More specifically, you need to pick out and zero in on the salient/significant/symbolic features that distinguish Character as an individual and make him or her memorable, while at the same time
evoking feelings in him and in the reader. All else is secondary and to be subordinated.
In brief, you select, arrange, and describe your material in such a way as to achieve a predetermined effect.
Take Stevenson’s Long John Silver as a case in point. What image flashes into your mind’s eye when you think of him? And any of you who fail to answer, “His peg leg, of course,” may consider yourselves slapped on the wrist in spirit. By introducing a significant detail, Stevenson has both individualized him and raised intriguing questions that evoke curiosity—a feeling to keep readers reading.
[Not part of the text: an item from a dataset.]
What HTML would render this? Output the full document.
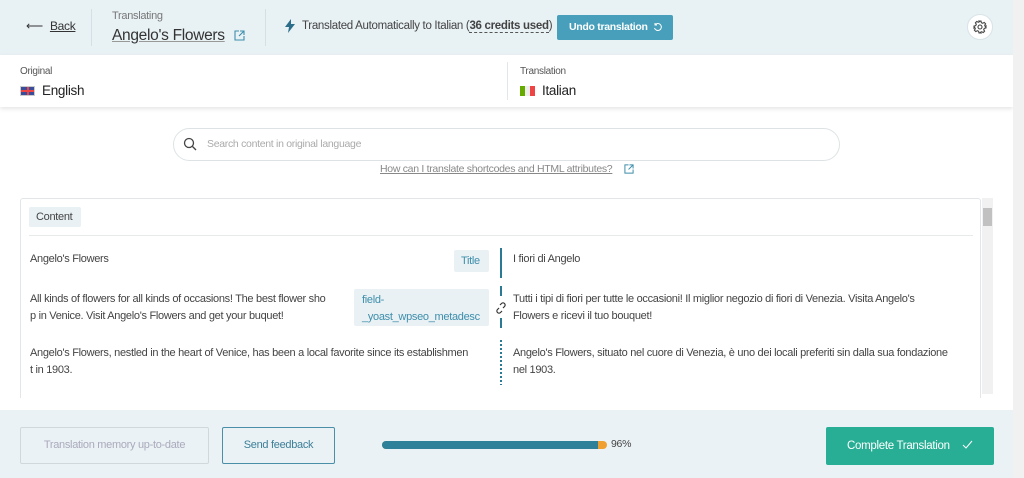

Similarly, Sherlock Holmes bears labels and tags recognized in every country, and so does Tarzan and Mister Macawber and Fanny Hill and Philip Marlowe. So, too, do your own friends and enemies and family members—not to mention the men and women whose faces grace the wanted posters in the post office.
Now step even further into your own experience. Close your eyes. Think of how a friend appears to you. How would you describe that person to the police? In all likelihood, your friend would come through as a “big guy,” “little woman,” “pretty girl,” “smartass kid,” “shabby old man,” or the like.
Vague, right? Blurry. Indefinite. Less than sparkling.
Does this come through as distressingly close to some of my comments earlier on tags and labels? It should, for I confess shamelessly that elements of repetition are involved.
This time, however, our emphasis will be not on the labeling or tagging process as such, but on how best to describe such tags and labels.
What we’re after is an approach—a technique, a tool—for using language, words, to make each character individual and unique and evocative of feeling.
That tool, that technique, is specificity.
Rule of thumb: The more specific you get, the more vivid you get.
Thus, it’s not enough to speak merely of a man or a woman. What’s essential is to make that man or woman different from any other; to individualize him or her to the point that he stands out unmistakably from the crowd.